Iceland Outlook Revised To Positive On Strengthening Fiscal Position; 'A+/A-1 ' Ratings Affirmed
On March 6, 2026, S&P Global Ratings revised the outlook on its long-term ratings on Iceland to
positive from stable. At the same time, the long- and short-term foreign and local
currency sovereign credit ratings were affirmed at 'A+/A-1 '.
The positive outlook primarily reflects the potential for Iceland’s budgetary performance to
strengthen over the next two years, leading to a further sustained decline in net general
government debt. S&P currently forecast it will decline to 35% of GDP by 2029, from an estimated
41% in 2025, as the rating agency projects the authorities will achieve a balanced budget after 2027.

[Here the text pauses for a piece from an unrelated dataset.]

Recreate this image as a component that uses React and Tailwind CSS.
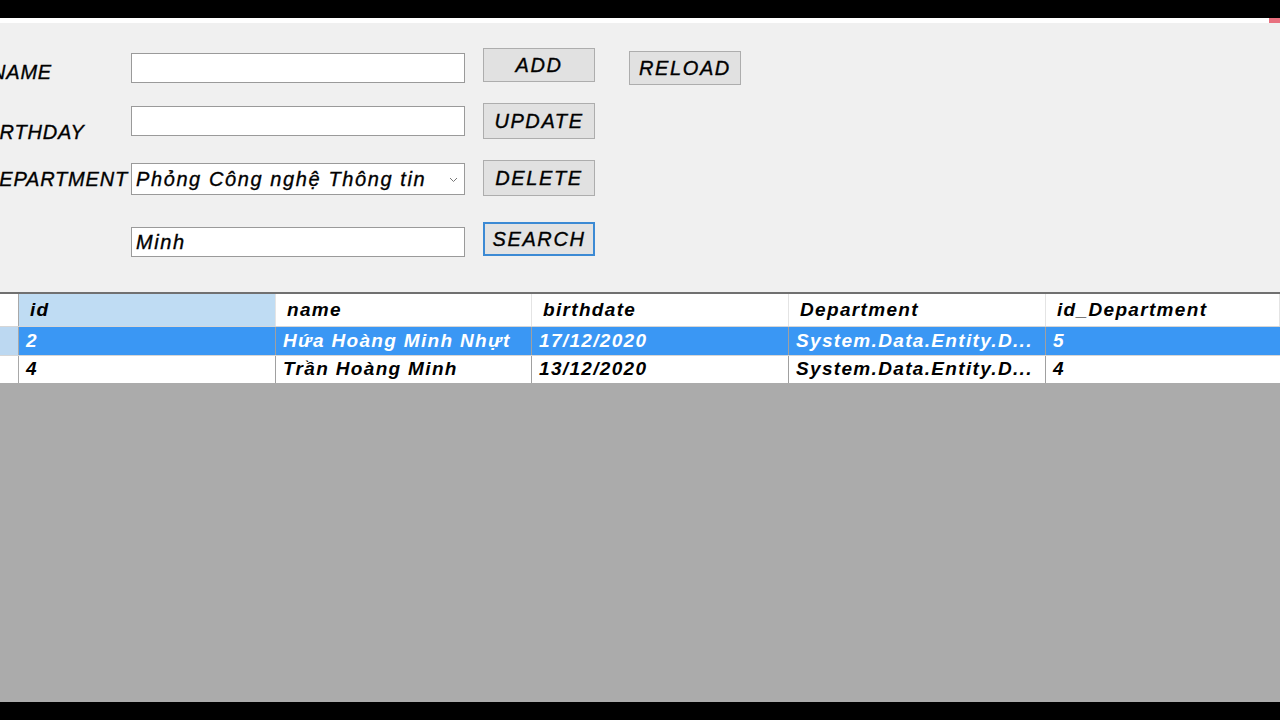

Under S&P´s existing baseline, it is projected that Iceland’s general government deficit will reduce to just 0.2% of GDP by 2027 from an estimated 1% of GDP last year, before moving to a balanced budget from 2028, broadly in line with the authorities’ medium-term fiscal strategy. However, budgetary performance could prove even stronger under a scenario of more buoyant economic growth; stronger results from the government’s focus on limiting nominal expenditure growth and rationalizing spending within departments; or if privatization of publicly owned assets led to extra fiscal dividends that were used to reduce government debt.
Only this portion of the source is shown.